>>>

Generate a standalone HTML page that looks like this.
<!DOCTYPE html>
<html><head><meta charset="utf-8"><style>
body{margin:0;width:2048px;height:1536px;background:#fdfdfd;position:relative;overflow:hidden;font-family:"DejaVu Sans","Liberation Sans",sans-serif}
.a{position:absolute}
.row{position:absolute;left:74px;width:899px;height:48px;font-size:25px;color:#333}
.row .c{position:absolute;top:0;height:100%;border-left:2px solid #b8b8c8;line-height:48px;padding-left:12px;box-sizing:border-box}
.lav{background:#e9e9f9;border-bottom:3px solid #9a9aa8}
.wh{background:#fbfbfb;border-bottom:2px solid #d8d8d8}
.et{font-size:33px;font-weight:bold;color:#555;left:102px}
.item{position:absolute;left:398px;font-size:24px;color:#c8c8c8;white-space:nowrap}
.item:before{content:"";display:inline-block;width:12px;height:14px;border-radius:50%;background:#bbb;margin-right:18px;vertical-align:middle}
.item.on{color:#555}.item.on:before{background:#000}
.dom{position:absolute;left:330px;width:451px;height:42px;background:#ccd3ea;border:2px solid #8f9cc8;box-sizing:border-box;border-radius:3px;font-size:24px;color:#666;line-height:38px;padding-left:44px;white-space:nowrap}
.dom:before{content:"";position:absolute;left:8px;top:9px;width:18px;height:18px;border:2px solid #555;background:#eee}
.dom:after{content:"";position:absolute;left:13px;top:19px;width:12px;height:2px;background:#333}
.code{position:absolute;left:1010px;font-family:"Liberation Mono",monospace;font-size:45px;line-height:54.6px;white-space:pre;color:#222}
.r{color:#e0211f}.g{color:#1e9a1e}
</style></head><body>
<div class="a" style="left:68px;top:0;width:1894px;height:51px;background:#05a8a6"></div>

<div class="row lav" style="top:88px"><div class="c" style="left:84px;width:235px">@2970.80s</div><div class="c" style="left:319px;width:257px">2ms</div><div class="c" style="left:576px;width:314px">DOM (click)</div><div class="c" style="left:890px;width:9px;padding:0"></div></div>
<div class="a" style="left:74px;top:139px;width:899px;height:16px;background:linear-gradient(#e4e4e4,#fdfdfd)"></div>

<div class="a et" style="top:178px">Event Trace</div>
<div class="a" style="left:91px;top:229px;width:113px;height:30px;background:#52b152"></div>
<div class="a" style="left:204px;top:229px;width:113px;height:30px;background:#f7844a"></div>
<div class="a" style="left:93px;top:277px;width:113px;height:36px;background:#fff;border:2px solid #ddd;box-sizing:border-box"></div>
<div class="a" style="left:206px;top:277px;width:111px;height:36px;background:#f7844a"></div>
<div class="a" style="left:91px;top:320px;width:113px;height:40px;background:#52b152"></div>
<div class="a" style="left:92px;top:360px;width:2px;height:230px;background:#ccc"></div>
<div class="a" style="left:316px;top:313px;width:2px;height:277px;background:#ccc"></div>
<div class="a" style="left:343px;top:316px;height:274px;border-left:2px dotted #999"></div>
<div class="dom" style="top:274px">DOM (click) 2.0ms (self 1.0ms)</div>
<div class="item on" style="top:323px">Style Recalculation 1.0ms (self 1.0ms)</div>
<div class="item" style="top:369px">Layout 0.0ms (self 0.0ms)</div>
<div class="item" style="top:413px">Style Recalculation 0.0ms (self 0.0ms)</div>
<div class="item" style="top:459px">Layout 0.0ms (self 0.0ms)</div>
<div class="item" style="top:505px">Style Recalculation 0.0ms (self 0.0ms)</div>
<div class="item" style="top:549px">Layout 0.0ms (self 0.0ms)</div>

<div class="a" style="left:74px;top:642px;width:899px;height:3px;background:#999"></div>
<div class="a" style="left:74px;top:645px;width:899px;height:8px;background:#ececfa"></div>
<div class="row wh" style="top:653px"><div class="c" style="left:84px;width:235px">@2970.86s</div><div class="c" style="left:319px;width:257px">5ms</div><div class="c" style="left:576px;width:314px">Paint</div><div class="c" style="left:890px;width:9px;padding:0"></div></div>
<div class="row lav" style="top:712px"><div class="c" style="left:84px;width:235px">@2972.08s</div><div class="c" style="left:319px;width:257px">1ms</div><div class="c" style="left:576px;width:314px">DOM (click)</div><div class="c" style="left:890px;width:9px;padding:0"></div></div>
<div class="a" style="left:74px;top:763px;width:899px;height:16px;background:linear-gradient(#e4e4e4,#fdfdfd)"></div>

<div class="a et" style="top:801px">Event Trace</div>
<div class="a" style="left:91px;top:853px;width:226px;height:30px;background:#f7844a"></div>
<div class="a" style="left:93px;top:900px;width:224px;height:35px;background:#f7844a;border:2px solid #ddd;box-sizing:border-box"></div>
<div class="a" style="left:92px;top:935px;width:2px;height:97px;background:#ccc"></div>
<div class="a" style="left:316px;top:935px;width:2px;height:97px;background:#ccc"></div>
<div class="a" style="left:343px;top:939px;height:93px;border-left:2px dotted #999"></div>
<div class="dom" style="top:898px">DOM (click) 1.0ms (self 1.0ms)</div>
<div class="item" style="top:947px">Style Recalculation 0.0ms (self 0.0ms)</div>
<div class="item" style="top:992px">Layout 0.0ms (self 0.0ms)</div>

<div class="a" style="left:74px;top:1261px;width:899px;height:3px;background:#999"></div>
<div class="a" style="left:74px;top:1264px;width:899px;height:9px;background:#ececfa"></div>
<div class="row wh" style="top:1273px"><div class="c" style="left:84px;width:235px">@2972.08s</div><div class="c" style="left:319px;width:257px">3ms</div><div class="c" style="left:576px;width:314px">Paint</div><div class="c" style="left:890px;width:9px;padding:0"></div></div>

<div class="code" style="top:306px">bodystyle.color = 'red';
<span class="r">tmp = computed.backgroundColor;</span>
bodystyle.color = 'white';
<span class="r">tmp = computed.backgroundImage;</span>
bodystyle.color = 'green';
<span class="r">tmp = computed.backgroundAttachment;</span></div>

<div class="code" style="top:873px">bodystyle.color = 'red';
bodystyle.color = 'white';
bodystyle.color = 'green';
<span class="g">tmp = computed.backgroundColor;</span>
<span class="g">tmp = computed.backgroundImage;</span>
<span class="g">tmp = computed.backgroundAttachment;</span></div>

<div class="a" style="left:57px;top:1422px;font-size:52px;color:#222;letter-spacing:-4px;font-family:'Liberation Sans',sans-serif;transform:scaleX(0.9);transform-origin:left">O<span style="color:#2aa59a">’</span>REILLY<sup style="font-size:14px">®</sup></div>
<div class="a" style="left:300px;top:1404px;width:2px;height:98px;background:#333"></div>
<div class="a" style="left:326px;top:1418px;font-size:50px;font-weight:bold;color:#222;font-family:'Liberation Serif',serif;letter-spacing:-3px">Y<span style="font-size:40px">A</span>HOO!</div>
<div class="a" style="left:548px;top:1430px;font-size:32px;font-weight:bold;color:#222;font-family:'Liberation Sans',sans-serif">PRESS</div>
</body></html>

<<<
>>>

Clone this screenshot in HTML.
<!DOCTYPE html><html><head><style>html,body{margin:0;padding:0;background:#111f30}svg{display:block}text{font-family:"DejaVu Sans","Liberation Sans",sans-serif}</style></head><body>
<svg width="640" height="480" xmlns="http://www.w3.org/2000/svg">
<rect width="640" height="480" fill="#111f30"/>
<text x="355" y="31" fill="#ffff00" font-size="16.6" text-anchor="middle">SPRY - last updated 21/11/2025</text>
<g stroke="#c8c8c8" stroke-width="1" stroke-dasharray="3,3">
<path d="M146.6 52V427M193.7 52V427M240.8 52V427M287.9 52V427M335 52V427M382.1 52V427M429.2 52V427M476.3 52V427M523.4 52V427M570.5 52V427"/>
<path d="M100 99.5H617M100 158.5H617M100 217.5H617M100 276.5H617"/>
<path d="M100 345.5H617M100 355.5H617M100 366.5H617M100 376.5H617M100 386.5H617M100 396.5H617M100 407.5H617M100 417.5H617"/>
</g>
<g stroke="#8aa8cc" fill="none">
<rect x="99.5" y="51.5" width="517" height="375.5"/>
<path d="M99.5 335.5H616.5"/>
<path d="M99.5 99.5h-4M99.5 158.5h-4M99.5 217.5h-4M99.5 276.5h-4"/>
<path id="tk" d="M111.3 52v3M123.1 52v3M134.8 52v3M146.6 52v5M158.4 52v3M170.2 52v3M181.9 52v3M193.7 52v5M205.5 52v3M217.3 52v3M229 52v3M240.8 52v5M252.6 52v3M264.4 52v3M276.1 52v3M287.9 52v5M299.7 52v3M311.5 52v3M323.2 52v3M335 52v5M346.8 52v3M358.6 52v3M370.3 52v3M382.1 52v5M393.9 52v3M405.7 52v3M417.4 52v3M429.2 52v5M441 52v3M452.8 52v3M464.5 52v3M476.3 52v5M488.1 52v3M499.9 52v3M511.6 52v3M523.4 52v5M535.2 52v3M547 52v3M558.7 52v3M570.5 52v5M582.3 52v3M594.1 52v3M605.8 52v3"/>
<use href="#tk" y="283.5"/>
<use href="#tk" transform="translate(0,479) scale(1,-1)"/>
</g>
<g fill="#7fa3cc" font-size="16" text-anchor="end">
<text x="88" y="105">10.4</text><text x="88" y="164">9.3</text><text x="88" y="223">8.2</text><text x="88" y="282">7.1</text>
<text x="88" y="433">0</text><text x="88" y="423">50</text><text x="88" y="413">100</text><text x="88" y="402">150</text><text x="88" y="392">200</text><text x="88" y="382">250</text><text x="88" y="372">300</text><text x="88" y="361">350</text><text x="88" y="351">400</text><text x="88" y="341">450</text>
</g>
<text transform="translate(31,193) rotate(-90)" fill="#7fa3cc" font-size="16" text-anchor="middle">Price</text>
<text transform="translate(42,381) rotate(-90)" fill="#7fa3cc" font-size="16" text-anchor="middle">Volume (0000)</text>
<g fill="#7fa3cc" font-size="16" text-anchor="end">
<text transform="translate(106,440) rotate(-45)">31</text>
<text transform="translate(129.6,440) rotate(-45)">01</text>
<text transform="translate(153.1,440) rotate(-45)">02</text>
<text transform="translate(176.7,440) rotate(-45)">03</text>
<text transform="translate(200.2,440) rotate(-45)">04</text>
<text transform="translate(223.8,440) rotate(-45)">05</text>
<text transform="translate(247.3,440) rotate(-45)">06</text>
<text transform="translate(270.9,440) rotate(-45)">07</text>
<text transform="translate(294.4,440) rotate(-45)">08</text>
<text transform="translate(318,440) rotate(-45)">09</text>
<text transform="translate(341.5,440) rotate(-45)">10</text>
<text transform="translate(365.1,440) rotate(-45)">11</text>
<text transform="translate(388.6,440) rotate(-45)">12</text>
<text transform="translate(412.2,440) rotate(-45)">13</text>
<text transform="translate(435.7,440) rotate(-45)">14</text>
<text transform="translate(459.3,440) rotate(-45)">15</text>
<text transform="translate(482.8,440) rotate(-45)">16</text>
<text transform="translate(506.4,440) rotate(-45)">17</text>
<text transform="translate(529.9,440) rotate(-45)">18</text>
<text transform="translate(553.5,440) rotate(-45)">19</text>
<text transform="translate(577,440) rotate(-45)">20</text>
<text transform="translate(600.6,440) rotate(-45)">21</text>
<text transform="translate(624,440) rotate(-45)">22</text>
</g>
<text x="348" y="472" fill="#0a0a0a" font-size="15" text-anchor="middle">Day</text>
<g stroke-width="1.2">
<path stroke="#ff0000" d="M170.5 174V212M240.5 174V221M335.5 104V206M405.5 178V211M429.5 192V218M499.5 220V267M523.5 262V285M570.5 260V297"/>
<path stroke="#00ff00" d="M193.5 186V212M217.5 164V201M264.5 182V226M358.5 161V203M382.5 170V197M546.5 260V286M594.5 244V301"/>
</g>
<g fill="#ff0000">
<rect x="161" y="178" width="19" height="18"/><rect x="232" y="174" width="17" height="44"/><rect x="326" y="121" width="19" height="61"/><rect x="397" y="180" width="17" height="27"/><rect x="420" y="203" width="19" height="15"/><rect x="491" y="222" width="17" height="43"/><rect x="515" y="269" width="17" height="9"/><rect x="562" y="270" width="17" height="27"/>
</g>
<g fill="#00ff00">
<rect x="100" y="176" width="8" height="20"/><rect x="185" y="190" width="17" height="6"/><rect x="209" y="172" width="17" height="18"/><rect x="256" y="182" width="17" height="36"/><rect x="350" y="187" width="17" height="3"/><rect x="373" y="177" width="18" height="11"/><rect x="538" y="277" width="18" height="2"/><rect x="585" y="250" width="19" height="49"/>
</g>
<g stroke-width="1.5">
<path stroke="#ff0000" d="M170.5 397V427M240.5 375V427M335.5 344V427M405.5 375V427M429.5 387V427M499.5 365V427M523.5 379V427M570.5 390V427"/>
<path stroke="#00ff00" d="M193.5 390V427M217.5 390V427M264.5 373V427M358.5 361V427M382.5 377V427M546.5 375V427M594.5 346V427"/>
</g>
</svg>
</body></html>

<<<

WHAT IS REQUIRED
Give only the number of lines in the material above that hold the word "this".

TASK ANSWER
2